As far as logistical solutions are concerned, there are very few companies in the world which can match up to Amazon and over the course of the past two decades, the company has used its superior logistical innovations to become the world’s biggest e-commerce company. India is the fresh battleground for the Jeff Bezos-owned company, and Amazon is going to try everything to get a competitive edge over its main competitor, Walmart-owned Flipkart. In this regard, it needs to be mentioned that the task of actually making a delivery is perhaps one of the most important tasks for an online retailer and Amazon has launched Amazon Flex to help the company in tapping into India’s massive workforce. It is a simple solution, but at the same time, it has the potential to be highly effective once it is launched, due to the sheer scope of the project.

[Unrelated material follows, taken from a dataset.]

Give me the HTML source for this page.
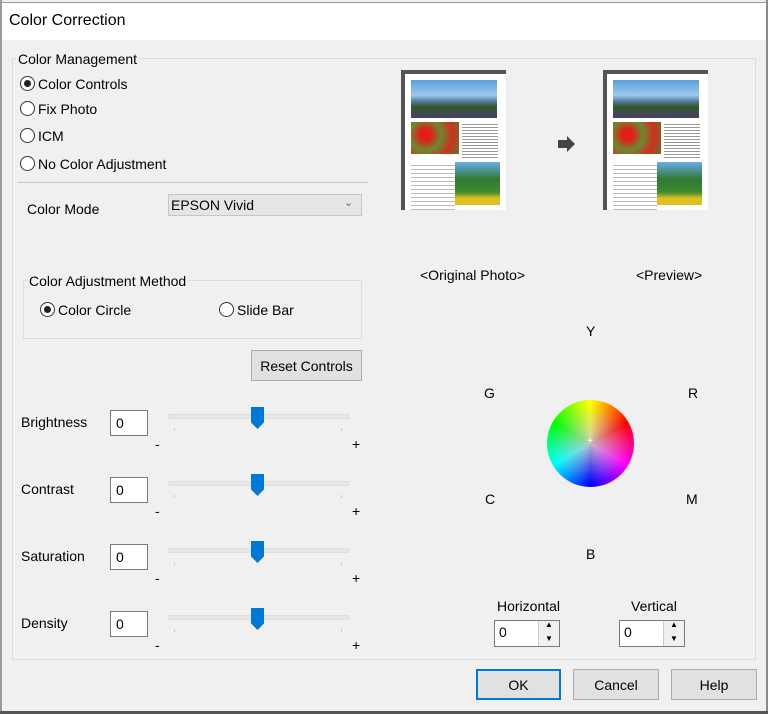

According to reports, Amazon Flex is going to act as a platform on which the company would be able to recruit freelance delivery executives, who would then be able to make deliveries. The delivery executives would be designated as ‘partners,’ and they will have the freedom to work whenever they want. The whole process for the delivery executives will be quite seamless. They will be paid in the range of Rs. 120 and Rs. 140 per hour and Amazon will send the payments into their banks’ accounts every week on Wednesday. It is a neat arrangement and something that could really take off. However, the partner in question would need to have their own two-wheelers, and they would also need to go through a routine background check. Moreover, the company will also provide training before they start delivering packages. Due to the sheer volume of deliveries that are made in these cities, the project is initially being introduced only in Bengaluru, Delhi, and Mumbai; however, the company hopes to expand it into other cities eventually. Considering the fact that Amazon is growing at a pretty fast clip in India, it should not be long before the company is in a position to expand it into other locations.  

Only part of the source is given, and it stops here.